Sunday, June 1, 2014

Justice and Truth - Where Else?

"It is only truth--or dogma, to give it its other name--which can make prayer efficacious, and impregnate it with that austere, protective strength without which it degenerates into weakness. If this is true of private prayer, it is doubly so of popular devotion, which in many directions verges on sentimentality. Dogmatic thought brings release from the thralldom of individual caprice, and from the uncertainty and sluggishness which follow in the wake of emotion. It makes prayer intelligible, and causes it to rank as a potent factor in life. If, however, religious thought is to do justice to its mission, it must introduce into prayer truth in all its fullness." [Guardini, Romano (2012-02-05). The Spirit of the Liturgy (Kindle Locations 185-191). Veritatis Splendor Publications. Kindle Edition.]

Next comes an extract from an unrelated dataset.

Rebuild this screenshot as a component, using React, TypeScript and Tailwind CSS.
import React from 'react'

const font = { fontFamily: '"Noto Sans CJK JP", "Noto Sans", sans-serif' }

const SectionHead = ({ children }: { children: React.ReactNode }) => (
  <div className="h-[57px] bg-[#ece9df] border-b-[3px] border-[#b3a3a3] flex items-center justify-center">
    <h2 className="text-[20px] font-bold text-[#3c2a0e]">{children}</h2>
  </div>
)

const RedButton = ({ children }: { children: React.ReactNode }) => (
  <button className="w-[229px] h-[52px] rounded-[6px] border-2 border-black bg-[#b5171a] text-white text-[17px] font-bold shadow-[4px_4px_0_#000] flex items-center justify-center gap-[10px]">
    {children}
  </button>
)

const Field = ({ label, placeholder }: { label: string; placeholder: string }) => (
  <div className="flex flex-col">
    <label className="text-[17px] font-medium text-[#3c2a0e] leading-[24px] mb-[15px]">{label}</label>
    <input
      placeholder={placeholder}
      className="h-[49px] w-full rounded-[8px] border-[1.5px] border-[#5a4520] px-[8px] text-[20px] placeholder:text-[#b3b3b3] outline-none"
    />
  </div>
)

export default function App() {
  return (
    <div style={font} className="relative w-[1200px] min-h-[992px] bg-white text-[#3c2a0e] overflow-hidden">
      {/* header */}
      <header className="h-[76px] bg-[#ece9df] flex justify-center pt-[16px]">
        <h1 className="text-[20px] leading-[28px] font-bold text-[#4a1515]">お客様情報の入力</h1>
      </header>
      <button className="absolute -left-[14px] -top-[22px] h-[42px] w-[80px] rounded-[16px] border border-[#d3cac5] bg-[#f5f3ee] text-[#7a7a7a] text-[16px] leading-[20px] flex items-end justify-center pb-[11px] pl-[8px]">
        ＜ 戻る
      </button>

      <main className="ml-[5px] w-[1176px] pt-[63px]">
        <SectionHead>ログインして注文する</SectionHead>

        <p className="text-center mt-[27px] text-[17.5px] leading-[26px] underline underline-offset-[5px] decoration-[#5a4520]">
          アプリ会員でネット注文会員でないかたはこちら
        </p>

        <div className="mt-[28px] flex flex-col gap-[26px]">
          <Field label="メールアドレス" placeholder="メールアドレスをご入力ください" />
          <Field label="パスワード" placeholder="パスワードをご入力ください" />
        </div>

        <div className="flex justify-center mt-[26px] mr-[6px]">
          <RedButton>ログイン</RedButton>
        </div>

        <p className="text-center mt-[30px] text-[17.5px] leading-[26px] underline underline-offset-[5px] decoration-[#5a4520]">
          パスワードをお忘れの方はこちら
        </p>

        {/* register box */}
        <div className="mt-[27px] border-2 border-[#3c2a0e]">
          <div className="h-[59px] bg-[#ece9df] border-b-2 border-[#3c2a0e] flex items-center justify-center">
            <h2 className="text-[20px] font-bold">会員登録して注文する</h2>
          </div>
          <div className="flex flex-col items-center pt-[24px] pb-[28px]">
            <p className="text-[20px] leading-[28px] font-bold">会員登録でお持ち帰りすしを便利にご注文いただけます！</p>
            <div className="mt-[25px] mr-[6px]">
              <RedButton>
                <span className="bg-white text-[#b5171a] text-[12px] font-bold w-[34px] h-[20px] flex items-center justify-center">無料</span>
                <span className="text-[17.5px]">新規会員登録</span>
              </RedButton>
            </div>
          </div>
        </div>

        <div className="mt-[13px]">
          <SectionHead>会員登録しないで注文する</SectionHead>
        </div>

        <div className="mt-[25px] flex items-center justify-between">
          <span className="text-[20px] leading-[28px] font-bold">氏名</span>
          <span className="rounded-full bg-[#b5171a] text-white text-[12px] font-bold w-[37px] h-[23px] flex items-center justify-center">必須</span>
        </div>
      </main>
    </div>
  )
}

A friendly "poke" got me to pick up this Guardini classic which I had enjoyed reading years ago in Bonn, when I had access to a then new edition in German paperback of his opera omnia. This first chapter, on "The Prayer of the Liturgy", balances off truth against emotion and insists that one of the distinctions between private prayer/popular devotion and public liturgy, is the necessary adherence of Divine Worship to the fullness of truth. The Byzantine Liturgy speaks of worship as being perforce "rational". Guardini cannot see liturgy in any other way.

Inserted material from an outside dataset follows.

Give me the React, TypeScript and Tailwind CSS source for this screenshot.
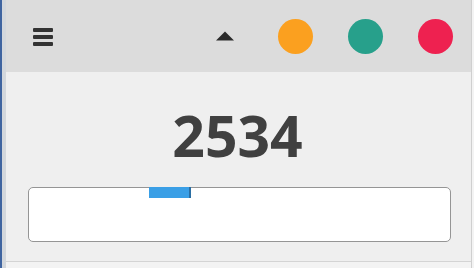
import React from "react";

export default function App() {
  return (
    <div className="flex w-[474px] h-[268px] overflow-hidden bg-[#f3f3f3]" style={{ fontFamily: '"Open Sans", "Noto Sans", sans-serif' }}>
      <div className="w-[2px] h-full bg-[#3f64a0]" />
      <div className="w-[4px] h-full bg-[#d3d7dc]" />
      <div className="flex flex-col w-[466px] h-full border-r border-[#cfcfcf]">
        <div className="flex items-center h-[72px] bg-[#dcdcdc] pl-[27px] pr-[18px]">
          <div className="flex flex-col gap-[3px] mt-[1px]">
            <div className="w-[20px] h-[4px] rounded-[1px] bg-[#333333]" />
            <div className="w-[20px] h-[4px] rounded-[1px] bg-[#333333]" />
            <div className="w-[20px] h-[4px] rounded-[1px] bg-[#333333]" />
          </div>
          <svg className="ml-auto" width="20" height="10" viewBox="0 0 20 10">
            <path d="M10 0.5 L19 9.5 L1 9.5 Z" fill="#2b2b2b" />
          </svg>
          <div className="ml-[43px] w-[35px] h-[35px] rounded-full bg-[#fba01f]" />
          <div className="ml-[35px] w-[35px] h-[35px] rounded-full bg-[#27a08b]" />
          <div className="ml-[35px] w-[35px] h-[35px] rounded-full bg-[#ee2150]" />
        </div>
        <div className="flex flex-col items-center h-[190px] bg-[#efefef] border-b border-[#d4d4d4] pt-[35px]">
          <div className="text-[57px] leading-none font-bold text-[#404040] ml-[-2px]">2534</div>
          <div className="relative mt-[23px] w-[423px] h-[55px] ml-[1px] bg-white border border-[#959595] rounded-[5px]">
            <div className="absolute left-[120px] top-[-1px] w-[42px] h-[11px] bg-[#3a9fe6] border-r-[2px] border-[#2a6ea3]" />
          </div>
        </div>
      </div>
    </div>
  );
}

This got me thinking about a lot of things, but brought me to or renewed me in a firm conviction, which I would gladly share with you. The fundamental, developmental crisis in the life of the human person has little to do with "sexual awakening" but rather is centered on grasping justice and truth as central to living life to the full. When I was much younger there was a common mode of expression which described a wild young man as having been "hit hard by puberty"... utter nonsense. The passage from childhood or childishness to adolescence and on to adulthood takes place, certainly, I guess, hormonally, but more significantly with the awakening to the categories of justice and truth. One spends the rest of his or her life trying to sort out the vagaries of that all for us who are not pure spirits. Love might be the greatest, but we experience it in deed (justice done) and in truth.

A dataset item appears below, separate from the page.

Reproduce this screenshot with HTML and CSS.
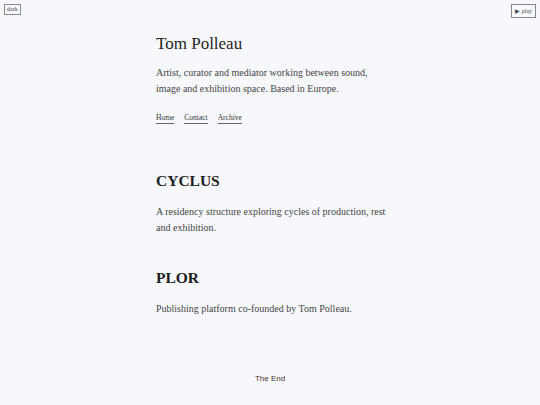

When Pope Benedict spoke about the tyranny of relativism I think that perhaps also he was referring to the death of a growing perception of the demands of justice and truth in the life of a youth. If you don't catch and jealously guard from childhood that marvelous flame, not stolen by Prometheus but gifted to us by God, you are lost or at least foundering in desperate hope of a latter day conversion. As Guardini would say, you end up caught in ...the thralldom of individual caprice, and from the uncertainty and sluggishness which follow in the wake of emotion. Granted, not being angels capable of singleness of purpose and timeless commitment, we end up fighting all our lives to remain faithful to the demands of justice in adherence to the truth which comes to us from God in His Church, but even so we are far from lost.

When some of my favorite authors speak about restoring Catholic culture, I think that means identifying much of so-called contemporary culture as inimical to justice and truth. To step away from the uncertainty and sluggishness which follow in the wake of emotion is our duty and for parents and teachers our only worthwhile endowment or gift to the charges entrusted to our care by God's Will and Providence. I don't know what it means to say someone was "hit hard by puberty", but I do know the tragedy of depriving a child of his or her innate and needs be cultivated sense of justice in faithfulness to the truth which comes to us from the God Who so loved the world as to give up His only Son for our salvation.